We can state now that for any even q, p_q⁄q is reducible, but there are (n-1)⁄2 even numbers between 1 and n-1. As a result we have maximum (n-1)⁄2 irreducible fractions satisfying:
α≤p⁄q≤α+1⁄n, where 1≤q≤n-1

What about the q=n case?

As we stated in the case N above, there can be maximum two integers (we noted then p_n and p_n+1) satisfying
n⋅α≤p≤n⋅α+1
if, and only if n⋅α is an integer.

If we consider p_n<p_n+1 then
n⋅α=p_n
n⋅α+1=p_n+1=p_n+1

From the case 1 above n⋅α≤n⋅p₁≤n⋅α+1 or p_n≤n⋅p₁≤p_n+1 which means
p_n=n⋅p₁ or
p_n+1=p_n+1=n⋅p₁

As a result, either p_n⁄n or p_n+1⁄n is further reducible, considering p₁ exists. So we can have maximum one irreducible fraction. This means total maximum is 1+(n-1)⁄2=(n+1)⁄2 now.
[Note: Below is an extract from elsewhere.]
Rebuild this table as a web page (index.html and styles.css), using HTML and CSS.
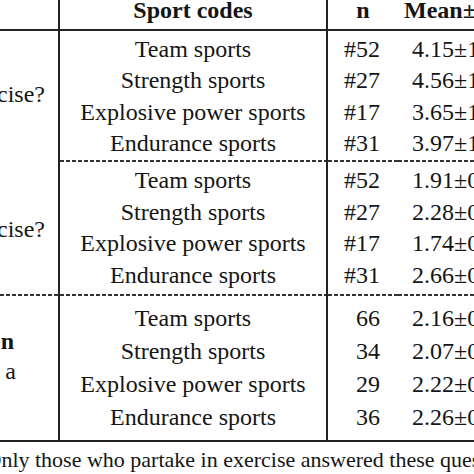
FILE: index.html
```html
<!DOCTYPE html>
<html>
<head>
<meta charset="utf-8">
<title>Sport codes table</title>
<link rel="stylesheet" href="styles.css">
</head>
<body>
<div class="page">
  <div class="tbl">
    <div class="cell hd lbl-col"></div>
    <div class="cell hd sport-col">Sport codes</div>
    <div class="cell hd n-col">n</div>
    <div class="cell hd mean-col">Mean±SD</div>

    <div class="cell lbl-col lbl lbl1"><div class="ln q">How often do you exercise?</div></div>
    <div class="cell sport-col stack b1 dash">
      <div class="row">Team sports</div>
      <div class="row">Strength sports</div>
      <div class="row">Explosive power sports</div>
      <div class="row">Endurance sports</div>
    </div>
    <div class="cell n-col stack b1 dash">
      <div class="row">#52</div>
      <div class="row">#27</div>
      <div class="row">#17</div>
      <div class="row">#31</div>
    </div>
    <div class="cell mean-col stack b1 dash">
      <div class="row">4.15±1.12</div>
      <div class="row">4.56±1.05</div>
      <div class="row">3.65±1.22</div>
      <div class="row">3.97±1.14</div>
    </div>

    <div class="cell lbl-col lbl lbl2 dash"><div class="ln q">How long do you exercise?</div></div>
    <div class="cell sport-col stack b2 dash">
      <div class="row">Team sports</div>
      <div class="row">Strength sports</div>
      <div class="row">Explosive power sports</div>
      <div class="row">Endurance sports</div>
    </div>
    <div class="cell n-col stack b2 dash">
      <div class="row">#52</div>
      <div class="row">#27</div>
      <div class="row">#17</div>
      <div class="row">#31</div>
    </div>
    <div class="cell mean-col stack b2 dash">
      <div class="row">1.91±0.81</div>
      <div class="row">2.28±0.93</div>
      <div class="row">1.74±0.78</div>
      <div class="row">2.66±0.87</div>
    </div>

    <div class="cell lbl-col lbl lbl3 solid">
      <div class="ln bold">Perception</div>
      <div class="ln second">of fitness as a</div>
    </div>
    <div class="cell sport-col stack b3 solid">
      <div class="row">Team sports</div>
      <div class="row">Strength sports</div>
      <div class="row">Explosive power sports</div>
      <div class="row">Endurance sports</div>
    </div>
    <div class="cell n-col stack b3 solid">
      <div class="row">66</div>
      <div class="row">34</div>
      <div class="row">29</div>
      <div class="row">36</div>
    </div>
    <div class="cell mean-col stack b3 solid">
      <div class="row">2.16±0.74</div>
      <div class="row">2.07±0.82</div>
      <div class="row">2.22±0.69</div>
      <div class="row">2.26±0.71</div>
    </div>
  </div>
  <p class="note"><span class="note-text">Only those who partake in exercise answered these questions.</span></p>
</div>
</body>
</html>
```
FILE: styles.css
```css
* {
  box-sizing: border-box;
  margin: 0;
  padding: 0;
}

html,
body {
  width: 474px;
  height: 474px;
  overflow: hidden;
  background: #ffffff;
}

body {
  font-family: "Liberation Serif", "Times New Roman", serif;
  font-size: 24px;
  color: #151515;
}

.page {
  width: 474px;
  height: 474px;
  overflow: hidden;
}

.tbl {
  display: grid;
  grid-template-columns: 60px 268px 70px 240px;
  width: 638px;
}

.cell {
  white-space: nowrap;
}

.lbl-col {
  border-right: 2px solid #222;
}

.sport-col {
  border-right: 2px solid #222;
  text-align: center;
}

.n-col {
  text-align: right;
  padding-right: 18px;
}

.mean-col {
  padding-left: 14px;
}

/* header row */
.hd {
  height: 31px;
  border-bottom: 2px solid #222;
  font-weight: bold;
  line-height: 20px;
}

.hd.n-col {
  text-align: center;
  padding-right: 0;
}

.hd.mean-col {
  padding-left: 6px;
}

/* dashed separators */
.dash {
  background-image: linear-gradient(to right, #333 0 4px, transparent 4px);
  background-size: 6px 2px;
  background-repeat: repeat-x;
  background-position: left bottom;
}

.solid {
  border-bottom: 2px solid #222;
}

/* stacked rows */
.b1 {
  padding-top: 2.5px;
  padding-bottom: 2px;
}

.b1 .row {
  height: 31.5px;
  line-height: 31.5px;
}

.b2 {
  padding-top: 3.5px;
  padding-bottom: 4.5px;
}

.b2 .row {
  height: 31.7px;
  line-height: 31.7px;
}

.b3 {
  padding-top: 6px;
  padding-bottom: 6px;
}

.b3 .row {
  height: 33px;
  line-height: 33px;
}

/* left labels (cropped on the left) */
.lbl {
  display: flex;
  flex-direction: column;
  align-items: flex-end;
}

.ln {
  white-space: nowrap;
}

.q {
  line-height: 32px;
  margin-right: 13px;
}

.lbl1 {
  padding-top: 47px;
}

.lbl2 {
  padding-top: 51px;
}

.lbl3 {
  padding-top: 30px;
}

.lbl3 .ln {
  line-height: 30px;
}

.bold {
  font-weight: bold;
  margin-right: 44px;
}

.second {
  margin-right: 42px;
}

/* footnote */
.note {
  margin-top: 3px;
  font-size: 22px;
  line-height: 30px;
  white-space: nowrap;
}

.note-text {
  display: inline-block;
  margin-left: -14.5px;
}
```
If p₁ doesn't exists (we stated there could be maximum 1), then both p_n⁄n and p_n+1⁄n can be irreducible, but the q=1 case (case 1) will have to be removed from the previously analysed options so 2-1+(n-1)⁄2=(n+1)⁄2.
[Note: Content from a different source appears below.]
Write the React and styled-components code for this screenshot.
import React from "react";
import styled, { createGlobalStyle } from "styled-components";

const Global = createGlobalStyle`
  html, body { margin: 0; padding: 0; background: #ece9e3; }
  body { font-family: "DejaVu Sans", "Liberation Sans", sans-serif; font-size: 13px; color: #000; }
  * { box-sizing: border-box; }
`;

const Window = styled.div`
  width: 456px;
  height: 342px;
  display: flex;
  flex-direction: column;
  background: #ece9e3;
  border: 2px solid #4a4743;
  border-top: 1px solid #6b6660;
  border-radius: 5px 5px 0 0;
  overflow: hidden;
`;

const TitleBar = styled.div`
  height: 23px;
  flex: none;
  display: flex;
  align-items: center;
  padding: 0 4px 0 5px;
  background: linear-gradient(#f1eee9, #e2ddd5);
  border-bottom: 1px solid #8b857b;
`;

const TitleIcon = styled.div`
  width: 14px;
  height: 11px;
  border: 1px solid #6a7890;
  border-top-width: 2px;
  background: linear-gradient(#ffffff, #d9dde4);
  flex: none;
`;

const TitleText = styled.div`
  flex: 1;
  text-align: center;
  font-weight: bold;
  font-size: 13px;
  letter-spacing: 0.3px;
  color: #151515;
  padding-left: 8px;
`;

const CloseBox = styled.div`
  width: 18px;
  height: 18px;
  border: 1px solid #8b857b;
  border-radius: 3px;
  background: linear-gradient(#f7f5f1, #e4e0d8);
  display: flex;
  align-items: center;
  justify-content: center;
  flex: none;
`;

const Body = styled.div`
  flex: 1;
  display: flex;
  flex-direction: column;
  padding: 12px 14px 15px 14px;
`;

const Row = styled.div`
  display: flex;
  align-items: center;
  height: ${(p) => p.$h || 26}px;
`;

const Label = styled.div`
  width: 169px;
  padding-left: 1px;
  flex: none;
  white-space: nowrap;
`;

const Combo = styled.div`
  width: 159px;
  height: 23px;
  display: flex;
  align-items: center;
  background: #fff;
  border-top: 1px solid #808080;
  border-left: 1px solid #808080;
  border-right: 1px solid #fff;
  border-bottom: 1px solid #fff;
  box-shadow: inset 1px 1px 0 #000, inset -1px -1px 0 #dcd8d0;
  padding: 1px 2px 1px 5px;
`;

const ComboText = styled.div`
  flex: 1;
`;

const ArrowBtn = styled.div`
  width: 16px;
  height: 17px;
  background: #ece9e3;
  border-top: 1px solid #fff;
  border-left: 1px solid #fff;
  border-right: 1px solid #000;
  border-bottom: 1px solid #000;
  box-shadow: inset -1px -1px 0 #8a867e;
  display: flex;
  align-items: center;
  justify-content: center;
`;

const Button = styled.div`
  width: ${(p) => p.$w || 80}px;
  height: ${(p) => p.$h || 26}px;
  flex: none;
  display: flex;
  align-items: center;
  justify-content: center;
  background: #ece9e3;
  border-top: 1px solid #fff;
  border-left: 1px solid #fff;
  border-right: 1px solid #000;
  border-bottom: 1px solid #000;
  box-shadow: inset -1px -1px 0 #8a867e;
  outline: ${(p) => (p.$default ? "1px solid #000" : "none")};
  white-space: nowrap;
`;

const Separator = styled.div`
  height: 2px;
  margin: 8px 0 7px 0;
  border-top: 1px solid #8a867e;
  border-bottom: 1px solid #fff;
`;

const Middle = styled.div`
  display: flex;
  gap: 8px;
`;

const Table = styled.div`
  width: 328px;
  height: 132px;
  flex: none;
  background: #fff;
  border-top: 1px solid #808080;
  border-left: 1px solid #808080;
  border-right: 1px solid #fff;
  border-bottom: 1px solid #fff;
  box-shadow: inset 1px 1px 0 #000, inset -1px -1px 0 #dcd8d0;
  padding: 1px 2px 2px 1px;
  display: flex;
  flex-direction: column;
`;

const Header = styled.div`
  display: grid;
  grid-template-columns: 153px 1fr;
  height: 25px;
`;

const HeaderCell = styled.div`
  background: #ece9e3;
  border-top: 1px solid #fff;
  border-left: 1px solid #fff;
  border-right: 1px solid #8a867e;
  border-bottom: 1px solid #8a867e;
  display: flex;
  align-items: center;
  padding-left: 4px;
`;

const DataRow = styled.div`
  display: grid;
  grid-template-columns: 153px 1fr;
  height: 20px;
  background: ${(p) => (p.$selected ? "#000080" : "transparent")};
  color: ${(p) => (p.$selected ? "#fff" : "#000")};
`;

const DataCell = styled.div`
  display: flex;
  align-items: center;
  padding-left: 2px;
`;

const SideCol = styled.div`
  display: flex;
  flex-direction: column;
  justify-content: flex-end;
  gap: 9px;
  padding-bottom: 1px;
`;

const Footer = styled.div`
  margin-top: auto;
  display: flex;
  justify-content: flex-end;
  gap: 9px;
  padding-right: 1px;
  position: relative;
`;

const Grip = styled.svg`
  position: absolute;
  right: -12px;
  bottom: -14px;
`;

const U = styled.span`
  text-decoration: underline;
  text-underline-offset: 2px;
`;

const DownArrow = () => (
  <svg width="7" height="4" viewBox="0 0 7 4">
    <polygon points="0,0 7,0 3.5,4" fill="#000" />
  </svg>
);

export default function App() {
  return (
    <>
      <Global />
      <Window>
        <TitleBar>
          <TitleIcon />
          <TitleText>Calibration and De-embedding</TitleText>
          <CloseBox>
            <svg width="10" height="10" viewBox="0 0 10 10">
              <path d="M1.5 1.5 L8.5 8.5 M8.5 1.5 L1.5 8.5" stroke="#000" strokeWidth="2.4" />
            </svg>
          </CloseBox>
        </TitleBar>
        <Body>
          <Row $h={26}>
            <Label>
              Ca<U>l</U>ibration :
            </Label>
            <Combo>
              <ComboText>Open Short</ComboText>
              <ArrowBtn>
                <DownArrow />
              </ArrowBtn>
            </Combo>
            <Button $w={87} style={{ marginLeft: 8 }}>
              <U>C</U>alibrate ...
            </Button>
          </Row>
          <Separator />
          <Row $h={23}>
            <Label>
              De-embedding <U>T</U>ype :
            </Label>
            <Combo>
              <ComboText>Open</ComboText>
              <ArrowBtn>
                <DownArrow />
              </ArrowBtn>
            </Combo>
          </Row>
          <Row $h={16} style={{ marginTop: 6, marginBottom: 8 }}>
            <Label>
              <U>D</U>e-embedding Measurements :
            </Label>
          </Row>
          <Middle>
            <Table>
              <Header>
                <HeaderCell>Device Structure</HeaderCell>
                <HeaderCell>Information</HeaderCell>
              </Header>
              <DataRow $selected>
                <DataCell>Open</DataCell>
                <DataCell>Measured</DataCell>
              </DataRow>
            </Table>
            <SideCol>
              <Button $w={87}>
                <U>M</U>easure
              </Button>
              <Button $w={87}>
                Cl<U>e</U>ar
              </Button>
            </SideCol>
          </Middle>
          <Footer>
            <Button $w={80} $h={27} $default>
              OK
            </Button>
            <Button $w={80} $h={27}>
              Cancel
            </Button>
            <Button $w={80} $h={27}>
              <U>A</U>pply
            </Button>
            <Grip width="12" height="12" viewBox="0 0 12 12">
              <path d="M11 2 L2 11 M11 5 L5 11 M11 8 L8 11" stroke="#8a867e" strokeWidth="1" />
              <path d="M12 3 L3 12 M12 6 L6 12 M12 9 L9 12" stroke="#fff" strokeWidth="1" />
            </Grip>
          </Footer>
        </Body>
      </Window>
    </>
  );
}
One can observe that from the case 1, we can apply this technique (of multiplying) and deduce that p_i=i⋅p₁, 1≤i≤n-1. Yes, this is true, if we admit there exists p₁ at all (this part is very subtle). But even in this particular case, the total is 2 irreducible fractions that is less than (n+1)⁄2 anyway.